Menurut Politisi dari Fraksi PDI-Perjuangan ini, sejatinya pupuk subsidi itu tujuan utamanya untuk mengurangi cost dari petani. Masih banyak petani yang belum sejahtera, karena produksinya itu tidak sepadan dengan nilai jual produk pertanian yang dihasilkan.

Jika tujuannya meningkatkan kesejahteraan petani, ungkapnya, selain meningkatkan produksi, justru jangan mengurangi jumlah (anggaran) subsidi.

“Jika tujuannya meningkatkan kesejahteraan petani, selain meningkatkan produksi, tapi kenapa jumlah subsidi yang terus dikurangi. Sehingga, pertanyaannya, apakah ini memang niat yang benar-benar tulus dari pemerintah untuk bisa meningkatkan kesejahteraan petani dan juga meningkatkan produksi, atau tidak,” tegasnya.

Dalam kesempatan itu, Ono juga berharap pemerintah harus terus melakukan perbaikan data. Agar penganggaran untuk subsidi pupuk di tahun berikutnya bisa meningkat. Misalnya dengan data berbasis desa, bukan hanya survei yang dilakukan oleh BPS tapi benar-benar data riil di masyarakat.

Untuk itu harus dihitung lagi, untuk satu hektar lahan untuk menentukan alokasi pupuk urea yang dibutuhkan. Jumlah kebutuhan NPK phonska. Apalagi perhitungan itu pun sering berbeda antara Kementerian Pertanian dengan petani.

“Misalnya untuk total pupuk subsidi yang diberikan, mungkin hanya sekitar 4,5 kuintal, sedangkan petani di lapangan itu butuh sampai ada yang 6 kuintal, bahkan ada yang 7 kuintal. Itu harus benar-benar dihitung kembali,” tambah Politisi asal dapil Jawa Barat VIII ini.

Namun tidak hanya itu, terkait dengan pola distribusi juga harus kembali ditinjau. Ia mempertanyakan apakah memang jumlah kios (distributor) ini sudah sesuai dengan pola distribusi yang ujungnya mempercepat dan memastikan harga pupuk sesuai yang ditentukan oleh pemerintah, dan tidak terjadi mafia pupuk di lapangan.

“Tentu ini harus dilakukan langkah cepat, jangan lama-lama. Kementerian Pertanian harus membuat solusi, langkah-langkah yang harus diambil,” katanya berharap. 
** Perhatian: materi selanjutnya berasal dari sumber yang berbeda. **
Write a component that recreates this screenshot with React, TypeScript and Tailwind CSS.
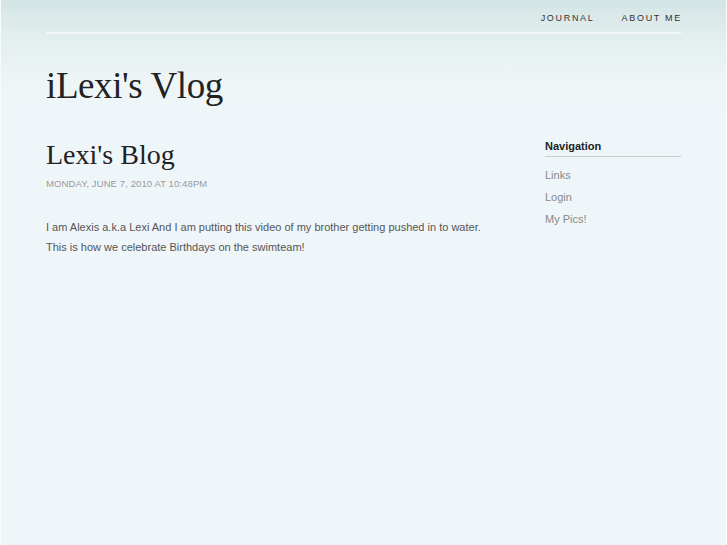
import React from 'react';

const sans = { fontFamily: '"Liberation Sans", Arial, sans-serif' };

const App: React.FC = () => {
  const links = ['Links', 'Login', 'My Pics!'];

  return (
    <div
      className="min-h-[545px] w-full border-x border-[#f7fbfc] bg-[#eff6f9] bg-[linear-gradient(to_bottom,#d4e5e5_0px,#e3eeef_40px,#eef5f7_80px,#eff6f9_110px)] font-['Liberation_Sans',Arial,sans-serif]"
    >
      <div className="mx-[45px]">
        <header>
          <nav className="flex h-[34px] items-center justify-end gap-[27px] border-b-2 border-[#f1f7f8] pt-[6px] text-[9px] tracking-[1.7px] text-[#333]">
            <a href="#">JOURNAL</a>
            <a href="#" className="mr-[-1px]">ABOUT ME</a>
          </nav>
          <h1 className="pt-[30px] font-['Liberation_Serif',serif] text-[37px] leading-[44px] tracking-[-0.4px] text-[#222]">
            iLexi's Vlog
          </h1>
        </header>

        <div className="mt-[28px] flex">
          <main className="w-[455px]">
            <h2 className="pt-[3px] font-['Liberation_Serif',serif] text-[28px] leading-[32px] text-[#222]">
              Lexi's Blog
            </h2>
            <div className="mt-[6px] text-[9.5px] tracking-[0.1px] text-[#999]" style={sans}>
              MONDAY, JUNE 7, 2010 AT 10:48PM
            </div>
            <div className="mt-[26px] text-[11px] leading-[20px] text-[#555]">
              <p>I am Alexis a.k.a Lexi And I am putting this video of my brother getting pushed in to water.</p>
              <p>This is how we celebrate Birthdays on the swimteam!</p>
            </div>
          </main>

          <aside className="ml-auto w-[136px] pt-[2px]">
            <h3 className="border-b border-[#c8cccd] pb-[2px] text-[11px] font-bold leading-[16px] text-[#222]">
              Navigation
            </h3>
            <ul className="mt-[7px] text-[11px] leading-[22px] text-[#888]">
              {links.map((l) => (
                <li key={l}>
                  <a href="#">{l}</a>
                </li>
              ))}
            </ul>
          </aside>
        </div>
      </div>
    </div>
  );
};

export default App;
Dalam catatan, anggaran subsidi pupuk di tahun 2020  turun tipis 0,2% menjadi Rp 34.2 triliun. Namun tahun 2021 subsidi pupuk turun lagi 26,02% menjadi Rp 25,3 triliun. Terakhir turun 7,11% menjadi Rp 23,5 triliun.

Sementara pada 2023, pemerintah mengalokasikan anggaran pupuk subsidi tahun 2023 sebesar Rp 24 triliun. Angka ini mengalami kenaikan dari posisi 2022 sebesar Rp 23,5 triliun.
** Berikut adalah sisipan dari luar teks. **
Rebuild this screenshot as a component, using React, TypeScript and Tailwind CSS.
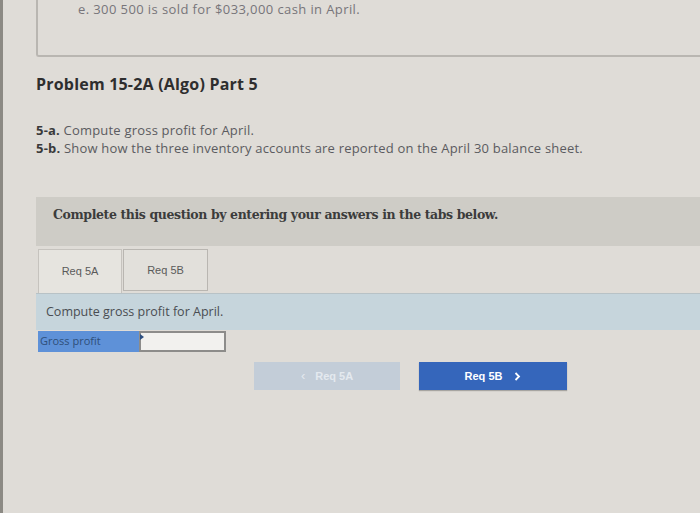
import React from "react";

export default function App() {
  return (
    <div className="w-[700px] h-[513px] overflow-hidden flex bg-[#dfdcd7] text-[#3a3a3a]" style={{ fontFamily: '"Open Sans", "Liberation Sans", sans-serif' }}>
      <div className="w-[3px] shrink-0 bg-[#8c8a84]" />
      <div className="flex-1 flex flex-col pl-[33px]">
        {/* top cropped box */}
        <div className="h-[57px] shrink-0 border-l-2 border-b-2 border-[#b9b6b1] rounded-bl-[3px] overflow-hidden pl-[40px]">
          <div className="mt-[1px] text-[13px] leading-[16px] text-[#77757a] tracking-[0.4px]">e. 300 500 is sold for $033,000 cash in April.</div>
        </div>
        <div className="mt-[15px] text-[16px] font-bold text-[#2e2e2e] tracking-[0.2px]">
          Problem 15-2A (Algo) Part 5
        </div>
        <div className="mt-[25px] text-[13px] leading-[18px] text-[#5b5b60] tracking-[0.2px]">
          <div><span className="font-bold text-[#3a3a3a]">5-a.</span> Compute gross profit for April.</div>
          <div><span className="font-bold text-[#3a3a3a]">5-b.</span> Show how the three inventory accounts are reported on the April 30 balance sheet.</div>
        </div>
        <div className="mt-[40px] h-[49px] shrink-0 bg-[#ceccc6] flex items-start pt-[9px] pl-[17px]">
          <span className="text-[12.5px] font-bold text-[#3c3c3c]" style={{ fontFamily: '"DejaVu Serif", "Liberation Serif", serif', letterSpacing: '-0.4px' }}>
            Complete this question by entering your answers in the tabs below.
          </span>
        </div>
        <div className="flex items-end h-[47px] shrink-0 pl-[2px] pt-[3px]">
          <div className="w-[84px] h-[44px] border border-b-0 border-[#c6c3be] bg-[#e6e4df] flex items-center justify-center text-[11px] text-[#5a5a5a]" style={{ fontFamily: '"Liberation Sans", sans-serif' }}>Req 5A</div>
          <div className="ml-[1px] w-[85px] h-[42px] border border-[#b9b6b1] bg-[#e2e0db] flex items-center justify-center text-[11px] text-[#5a5a5a] mb-[2px]" style={{ fontFamily: '"Liberation Sans", sans-serif' }}>Req 5B</div>
        </div>
        <div className="h-[37px] shrink-0 bg-[#c6d5dc] border-t border-[#b8c2c6] flex items-center pl-[10px] text-[12.5px] text-[#4a4d52]">
          Compute gross profit for April.
        </div>
        <div className="flex mt-[1px] ml-[2px] h-[21px]">
          <div className="w-[101px] bg-[#5e91d8] text-[11px] text-[#2f4f7a] flex items-center pl-[2px]">Gross profit</div>
          <div className="relative w-[87px] bg-[#f2f1ee] border-2 border-[#8d8c8a]">
            <div className="absolute left-[-1px] top-[1px] w-0 h-0 border-t-[3px] border-b-[3px] border-l-[4px] border-t-transparent border-b-transparent border-l-[#2d4f80]" />
          </div>
        </div>
        <div className="flex mt-[10px] ml-[218px] gap-[19px]">
          <div className="w-[146px] h-[28px] bg-[#c3cdd8] flex items-center justify-center gap-[10px] text-[11px] font-bold text-[#e4e9ef]" style={{ fontFamily: '"Liberation Sans", sans-serif' }}>
            <span className="text-[13px] font-normal">‹</span><span>Req 5A</span>
          </div>
          <div className="w-[148px] h-[28px] bg-[#3566bb] flex items-center justify-center gap-[12px] text-[11px] font-bold text-white shadow-[0_1px_1px_rgba(0,0,0,0.25)]" style={{ fontFamily: '"Liberation Sans", sans-serif' }}>
            <span>Req 5B</span>
            <svg width="7" height="9" viewBox="0 0 7 9"><path d="M1.5 1 L5 4.5 L1.5 8" stroke="white" strokeWidth="1.8" fill="none" /></svg>
          </div>
        </div>
      </div>
    </div>
  );
}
Sedangkan realisasi subsidi pupuk per September 2023 mencapai Rp 14,02 triliun atau 26,02% terhadap realisasi subsidi non-energi. Untuk penyaluran subsidi pupuk per September 2023 hanya mencapai Rp 4,68 triliun, turun 15,67% dari posisi sebelumnya sebesar Rp 5,54 triliun pada September 2022.